At least one way that consumer class actions based on the use of data analytics could manifest themselves is as a consumer fraud or unfair trade practices suit.
It is not unlawful for e-commerce companies to engage in price discrimination or price steering. In fact, such practices can be used to help consumers. As the Northeastern report explains, for example, Cheaptickets and Orbitz Worldwide Inc. price discriminate in favor of their members.
But many members of the public do not like the idea of their private information being used by companies without their knowledge. And to the extent the data is used to increase prices or steer customers away from lower-priced goods and services, consumer displeasure may grow. Add in an aggressive plaintiffs bar looking to break into big data litigation, and broad state consumer protection statutes that all but eliminate an intent requirement, and it is not a stretch to anticipate an increase in consumer class actions based on these practices.
To date, although plaintiffs have brought hundreds of data-related class actions over the last several years, they have had a difficult time prevailing. One of the primary hurdles that plaintiffs have faced is Article III standing. Standing tends to be an issue because typically, data-related class actions have involved data breaches, and a loss of data privacy does not immediately cause injury. Rather, a number of unknown contingencies must occur before a plaintiff suffers an actual injury such as fraud. And instead of waiting for such an injury to occur, plaintiffs have frequently alleged an increased risk of future injury. Courts, however, have often rejected this type of future injury as too speculative to confer standing (though there are exceptions).
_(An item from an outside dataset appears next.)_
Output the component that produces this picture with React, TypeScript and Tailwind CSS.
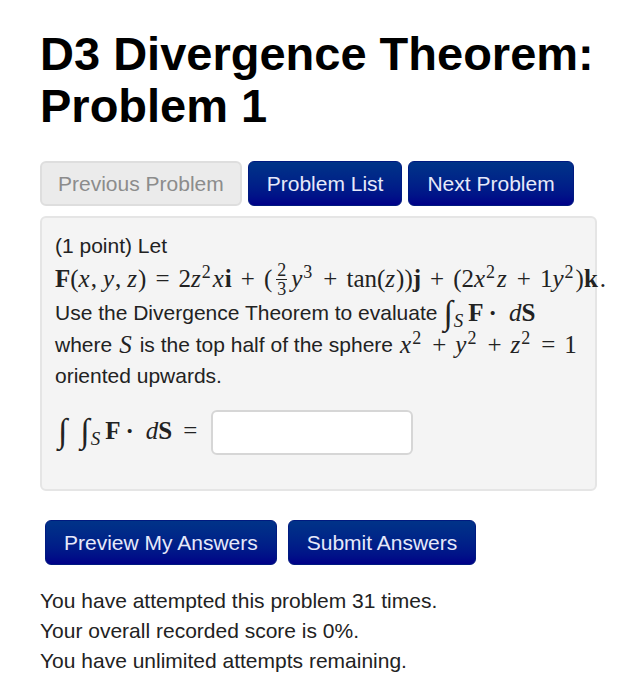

The Northeastern report demonstrates that price discrimination or price steering cases — as opposed to data loss cases — may be another story. To the extent, for example, a consumer challenges an e-commerce retailer’s use of personal data to charge higher prices or to steer the consumer away from lower-priced products as deceptive under state consumer protection laws, that consumer may have an easier time establishing an injury and be able to avoid the standing issues that have undermined so many previous data-related suits.
E-Commerce Retailers Can Take Steps to Reduce Their Risks of Being Subject to Consumer Class Actions Based on the Use of Data Analytics
Notwithstanding the potential risks of using data analytics, e-commerce vendors are not likely to discontinue the practice, as it can be useful to both the vendors and their consumers. But vendors do have several ways to protect themselves from potential consumer class actions.
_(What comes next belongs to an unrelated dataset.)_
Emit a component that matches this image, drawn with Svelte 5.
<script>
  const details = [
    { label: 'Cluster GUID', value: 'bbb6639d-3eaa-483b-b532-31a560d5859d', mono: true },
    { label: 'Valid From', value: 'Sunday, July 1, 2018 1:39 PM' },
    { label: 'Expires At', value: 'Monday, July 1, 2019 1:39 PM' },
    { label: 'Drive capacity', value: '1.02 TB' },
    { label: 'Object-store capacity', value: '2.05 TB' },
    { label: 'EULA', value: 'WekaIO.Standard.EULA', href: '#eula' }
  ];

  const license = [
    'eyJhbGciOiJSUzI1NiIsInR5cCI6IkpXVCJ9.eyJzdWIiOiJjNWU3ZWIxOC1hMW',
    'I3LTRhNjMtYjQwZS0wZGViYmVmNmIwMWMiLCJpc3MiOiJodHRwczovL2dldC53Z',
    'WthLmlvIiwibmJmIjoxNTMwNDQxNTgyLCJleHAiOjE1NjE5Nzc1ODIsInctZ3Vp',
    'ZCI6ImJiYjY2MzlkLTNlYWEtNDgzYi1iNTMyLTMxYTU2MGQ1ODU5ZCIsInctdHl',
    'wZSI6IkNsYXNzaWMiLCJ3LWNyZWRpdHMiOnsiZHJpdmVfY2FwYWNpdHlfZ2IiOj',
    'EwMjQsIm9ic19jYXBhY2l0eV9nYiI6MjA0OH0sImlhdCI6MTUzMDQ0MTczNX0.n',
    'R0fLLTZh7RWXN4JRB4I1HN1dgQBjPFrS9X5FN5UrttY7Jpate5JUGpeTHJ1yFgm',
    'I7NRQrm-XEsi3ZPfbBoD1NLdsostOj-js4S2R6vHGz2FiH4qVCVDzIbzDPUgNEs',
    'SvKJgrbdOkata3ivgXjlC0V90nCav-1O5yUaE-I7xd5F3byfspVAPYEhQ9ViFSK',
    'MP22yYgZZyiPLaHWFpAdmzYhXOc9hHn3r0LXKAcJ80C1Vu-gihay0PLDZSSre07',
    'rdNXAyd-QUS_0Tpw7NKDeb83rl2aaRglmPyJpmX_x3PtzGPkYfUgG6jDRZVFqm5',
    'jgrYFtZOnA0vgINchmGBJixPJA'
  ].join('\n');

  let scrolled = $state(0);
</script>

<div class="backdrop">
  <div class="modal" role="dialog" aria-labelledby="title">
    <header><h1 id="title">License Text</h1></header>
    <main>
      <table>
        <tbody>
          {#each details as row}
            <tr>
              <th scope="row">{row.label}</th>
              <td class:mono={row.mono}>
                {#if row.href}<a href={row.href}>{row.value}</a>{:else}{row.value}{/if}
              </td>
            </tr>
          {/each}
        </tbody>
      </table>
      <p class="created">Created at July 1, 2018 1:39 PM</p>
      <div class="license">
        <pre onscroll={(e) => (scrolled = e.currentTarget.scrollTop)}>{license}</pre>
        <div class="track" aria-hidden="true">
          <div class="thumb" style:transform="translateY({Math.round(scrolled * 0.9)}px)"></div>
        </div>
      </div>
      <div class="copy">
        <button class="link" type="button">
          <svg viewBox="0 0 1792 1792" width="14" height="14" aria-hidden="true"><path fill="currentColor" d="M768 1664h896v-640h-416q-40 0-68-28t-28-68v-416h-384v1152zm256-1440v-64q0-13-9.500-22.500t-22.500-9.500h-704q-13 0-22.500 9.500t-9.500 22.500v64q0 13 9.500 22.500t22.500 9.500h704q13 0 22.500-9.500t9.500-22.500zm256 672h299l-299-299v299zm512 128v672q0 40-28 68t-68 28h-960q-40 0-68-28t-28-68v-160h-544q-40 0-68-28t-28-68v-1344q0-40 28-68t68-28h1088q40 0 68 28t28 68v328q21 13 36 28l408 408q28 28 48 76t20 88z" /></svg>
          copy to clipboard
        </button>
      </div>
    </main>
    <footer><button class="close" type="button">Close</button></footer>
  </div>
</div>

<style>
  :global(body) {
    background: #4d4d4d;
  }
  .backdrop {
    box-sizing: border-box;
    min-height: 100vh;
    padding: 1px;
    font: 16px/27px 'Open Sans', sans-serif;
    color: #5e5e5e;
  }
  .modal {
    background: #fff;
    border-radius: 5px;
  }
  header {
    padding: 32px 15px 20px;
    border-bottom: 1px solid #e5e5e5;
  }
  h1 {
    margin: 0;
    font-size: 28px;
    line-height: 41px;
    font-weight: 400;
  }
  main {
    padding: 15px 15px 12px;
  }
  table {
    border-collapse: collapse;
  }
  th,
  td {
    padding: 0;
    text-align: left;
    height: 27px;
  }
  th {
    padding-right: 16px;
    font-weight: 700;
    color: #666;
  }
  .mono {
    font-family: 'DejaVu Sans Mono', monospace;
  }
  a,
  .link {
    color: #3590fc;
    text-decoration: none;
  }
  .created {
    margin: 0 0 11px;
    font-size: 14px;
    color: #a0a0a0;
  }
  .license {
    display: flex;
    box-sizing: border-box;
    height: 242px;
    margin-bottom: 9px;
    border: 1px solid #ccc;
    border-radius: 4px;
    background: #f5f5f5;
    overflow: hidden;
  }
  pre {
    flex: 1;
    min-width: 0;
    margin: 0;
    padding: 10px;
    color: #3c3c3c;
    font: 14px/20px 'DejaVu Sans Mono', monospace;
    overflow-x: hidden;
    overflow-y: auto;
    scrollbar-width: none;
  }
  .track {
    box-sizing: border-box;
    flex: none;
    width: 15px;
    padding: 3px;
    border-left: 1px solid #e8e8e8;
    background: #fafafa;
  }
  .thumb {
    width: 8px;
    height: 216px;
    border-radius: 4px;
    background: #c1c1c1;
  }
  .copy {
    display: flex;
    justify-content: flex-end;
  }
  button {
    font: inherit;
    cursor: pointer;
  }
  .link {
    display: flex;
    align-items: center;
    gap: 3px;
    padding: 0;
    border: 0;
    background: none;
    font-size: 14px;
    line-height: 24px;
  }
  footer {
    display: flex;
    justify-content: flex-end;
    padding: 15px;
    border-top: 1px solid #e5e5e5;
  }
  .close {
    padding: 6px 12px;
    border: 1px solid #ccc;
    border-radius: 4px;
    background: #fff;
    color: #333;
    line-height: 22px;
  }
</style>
Terms of Use and Privacy Policies
Foremost, e-commerce vendors can be explicit about the use of data analytics in their privacy policies and terms of use, and even in search interfaces. A consumer generally consents to such policies by clicking through certain buttons or windows when purchasing a product or signing up for a service, and courts have generally upheld these so-called “click-wrap” agreements so long as the consumer has actual or constructive notice of the terms. The key to any such policy would be to provide conspicuous notice of the terms and explicitly articulate in a clear, simple and concise manner the types of data collected and how the data will be used. It may also be desirable to notify consumers that while it may result in hindering a vendor’s ability to best respond to consumer preferences, they can disable various features on their Web browsers to prevent data collection altogether.
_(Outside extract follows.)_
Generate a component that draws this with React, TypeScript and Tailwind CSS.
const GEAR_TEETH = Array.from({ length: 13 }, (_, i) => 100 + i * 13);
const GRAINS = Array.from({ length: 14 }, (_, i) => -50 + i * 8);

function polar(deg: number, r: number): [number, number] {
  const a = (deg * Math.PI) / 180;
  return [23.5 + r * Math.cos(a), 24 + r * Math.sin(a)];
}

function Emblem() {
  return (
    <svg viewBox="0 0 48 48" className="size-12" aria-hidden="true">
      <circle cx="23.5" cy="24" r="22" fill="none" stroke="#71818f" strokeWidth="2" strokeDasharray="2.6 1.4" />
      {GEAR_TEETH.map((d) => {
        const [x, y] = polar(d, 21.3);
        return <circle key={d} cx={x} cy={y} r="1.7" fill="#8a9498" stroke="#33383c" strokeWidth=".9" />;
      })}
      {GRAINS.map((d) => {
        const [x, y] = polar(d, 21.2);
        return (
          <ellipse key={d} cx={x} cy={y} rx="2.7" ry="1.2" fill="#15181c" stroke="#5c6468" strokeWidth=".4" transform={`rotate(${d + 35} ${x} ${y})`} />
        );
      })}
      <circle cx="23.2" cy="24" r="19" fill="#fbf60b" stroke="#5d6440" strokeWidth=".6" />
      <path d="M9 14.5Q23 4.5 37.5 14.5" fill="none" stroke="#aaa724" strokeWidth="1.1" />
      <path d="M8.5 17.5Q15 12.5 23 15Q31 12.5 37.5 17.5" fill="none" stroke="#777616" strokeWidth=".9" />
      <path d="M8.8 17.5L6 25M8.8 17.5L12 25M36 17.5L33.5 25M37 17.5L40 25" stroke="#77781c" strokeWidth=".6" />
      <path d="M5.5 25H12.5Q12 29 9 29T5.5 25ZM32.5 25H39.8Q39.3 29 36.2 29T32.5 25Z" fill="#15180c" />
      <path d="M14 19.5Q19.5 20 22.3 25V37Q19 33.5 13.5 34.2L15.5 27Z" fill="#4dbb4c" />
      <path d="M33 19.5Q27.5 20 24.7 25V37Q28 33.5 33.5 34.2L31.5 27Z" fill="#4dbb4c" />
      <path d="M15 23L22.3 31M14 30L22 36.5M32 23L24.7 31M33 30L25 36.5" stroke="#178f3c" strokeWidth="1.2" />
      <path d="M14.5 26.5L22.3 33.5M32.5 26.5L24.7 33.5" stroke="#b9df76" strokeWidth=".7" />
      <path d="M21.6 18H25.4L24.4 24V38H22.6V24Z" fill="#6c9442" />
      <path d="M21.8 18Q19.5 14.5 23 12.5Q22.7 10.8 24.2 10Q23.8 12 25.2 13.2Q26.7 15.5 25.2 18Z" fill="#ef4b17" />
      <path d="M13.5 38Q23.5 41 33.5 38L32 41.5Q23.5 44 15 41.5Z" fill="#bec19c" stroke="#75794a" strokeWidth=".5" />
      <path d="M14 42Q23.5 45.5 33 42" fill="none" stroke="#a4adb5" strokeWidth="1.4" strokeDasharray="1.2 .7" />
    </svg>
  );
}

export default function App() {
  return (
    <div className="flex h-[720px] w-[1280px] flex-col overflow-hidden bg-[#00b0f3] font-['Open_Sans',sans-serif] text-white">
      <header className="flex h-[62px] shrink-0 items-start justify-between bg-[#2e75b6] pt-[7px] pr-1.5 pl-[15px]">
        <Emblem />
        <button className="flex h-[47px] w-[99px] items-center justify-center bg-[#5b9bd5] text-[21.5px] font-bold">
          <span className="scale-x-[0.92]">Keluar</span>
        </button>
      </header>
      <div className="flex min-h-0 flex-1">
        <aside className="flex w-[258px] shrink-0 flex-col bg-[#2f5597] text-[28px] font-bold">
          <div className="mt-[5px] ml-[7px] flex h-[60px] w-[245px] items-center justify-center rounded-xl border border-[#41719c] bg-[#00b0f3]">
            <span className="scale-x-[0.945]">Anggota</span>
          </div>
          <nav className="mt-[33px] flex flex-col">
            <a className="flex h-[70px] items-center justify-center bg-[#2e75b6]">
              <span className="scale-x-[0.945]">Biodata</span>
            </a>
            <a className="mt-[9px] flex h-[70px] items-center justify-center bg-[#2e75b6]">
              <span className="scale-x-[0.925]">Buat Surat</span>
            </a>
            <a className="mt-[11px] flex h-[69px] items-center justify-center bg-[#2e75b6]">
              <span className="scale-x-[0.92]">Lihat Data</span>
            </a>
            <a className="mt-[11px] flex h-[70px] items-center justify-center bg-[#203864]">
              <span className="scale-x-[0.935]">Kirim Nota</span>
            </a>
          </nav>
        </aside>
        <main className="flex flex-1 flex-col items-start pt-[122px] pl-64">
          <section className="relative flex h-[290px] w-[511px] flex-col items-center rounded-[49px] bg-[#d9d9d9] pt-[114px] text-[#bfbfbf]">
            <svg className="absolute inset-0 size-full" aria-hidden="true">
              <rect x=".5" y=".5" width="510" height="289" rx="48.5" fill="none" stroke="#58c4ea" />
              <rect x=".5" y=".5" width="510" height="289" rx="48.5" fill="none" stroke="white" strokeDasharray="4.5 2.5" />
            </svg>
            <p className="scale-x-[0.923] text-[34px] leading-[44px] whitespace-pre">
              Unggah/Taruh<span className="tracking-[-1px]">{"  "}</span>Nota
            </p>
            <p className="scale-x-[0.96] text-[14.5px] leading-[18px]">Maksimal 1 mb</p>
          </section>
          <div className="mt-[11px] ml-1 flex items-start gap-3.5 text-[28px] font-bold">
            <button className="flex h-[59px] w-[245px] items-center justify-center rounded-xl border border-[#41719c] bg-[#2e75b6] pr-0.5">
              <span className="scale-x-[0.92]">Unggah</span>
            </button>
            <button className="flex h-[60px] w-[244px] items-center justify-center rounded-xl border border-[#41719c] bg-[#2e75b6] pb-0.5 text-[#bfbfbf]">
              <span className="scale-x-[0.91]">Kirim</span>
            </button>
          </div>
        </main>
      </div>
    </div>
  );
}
Even a perfectly crafted privacy policy may not be a silver bullet, however. A policy could be attacked as unconscionable and not binding. First, privacy policies could be challenged because they provide little or no room for bargaining. This alone could be used to try and establish procedural unconscionability, especially if the policy contains technical language or carefully-worded disclaimers. And although substantive unconscionability would likely be more difficult to prove, one-sided terms—i.e., terms that allow for consumers to be charged higher prices—combined with procedural unconscionability could be enough to render a privacy policy unenforceable.
Because privacy policies are subject to such challenges, it would also be advisable for e-commerce vendors to include in their privacy policy an arbitration clause establishing that any dispute would be adjudicated in individual arbitration (as opposed to class litigation or arbitration). The U.S. Supreme Court repeatedly has held that such clauses are enforceable, and individual arbitration can be a good way for both parties to resolve small-value disputes without large and costly class litigation.
Other Defenses in Litigation
To the extent an e-commerce vendor does find itself in class litigation based on the use of data analytics, it would likely have several defensive moves available.
A defendant’s primary focus would be on avoiding class certification. Individual data use suits are likely to be costly and hard to maintain outside the class action vehicle—especially in cases involving potentially small price differentials. Because plaintiff’s ability to obtain class certification is often, for all practical purposes, dispositive, defendants will have to stave off class certification. In the price discrimination and steering contexts, the merits and/or damages may be sufficiently individualized to render class certification unachievable. For instance, an e-commerce vendor facing a consumer class action on price steering would have strong arguments that different search results for different individuals would result in vast factual disparities among potential class plaintiffs, as well as varying degrees of price differentials. Indeed, even the same individual using different devices could face different search results and prices. And for these same reasons, it would be similarly difficult to establish a class in a disparate impact case. In several data cases, courts have refused to certify a class when there are numerous individualized inquiries.[5]
E-commerce vendors would also have several defenses on the merits. At least with respect to price steering, e-commerce vendors would have good arguments that there is nothing false or misleading about the practice. If personalization simply affects the order in which products are presented to a consumer—such that the consumer would be able to view all options by scrolling through all of the search results—there is a solid argument that a consumer is not misled or has not suffered any kind of loss. Indeed, this would be no different than a grocery store putting cheaper, generic products on the bottom shelves. Similarly, to the extent that privacy settings and preferences are variable, an e-commerce company could argue that consumers’ option to adjust the privacy settings on their Web browsers prevents any claim of price steering or price discrimination. This argument would be particularly strong if notification of that possibility was included in a privacy policy.
Conclusion
Some consumer advocates are wary about business practices involving big data, particularly the algorithms used to steer customers to goods, services, information and opportunities. Companies using big data analytics to shape customers’ experiences and behavior should consider how their practices and contracts can help shield them from future suits.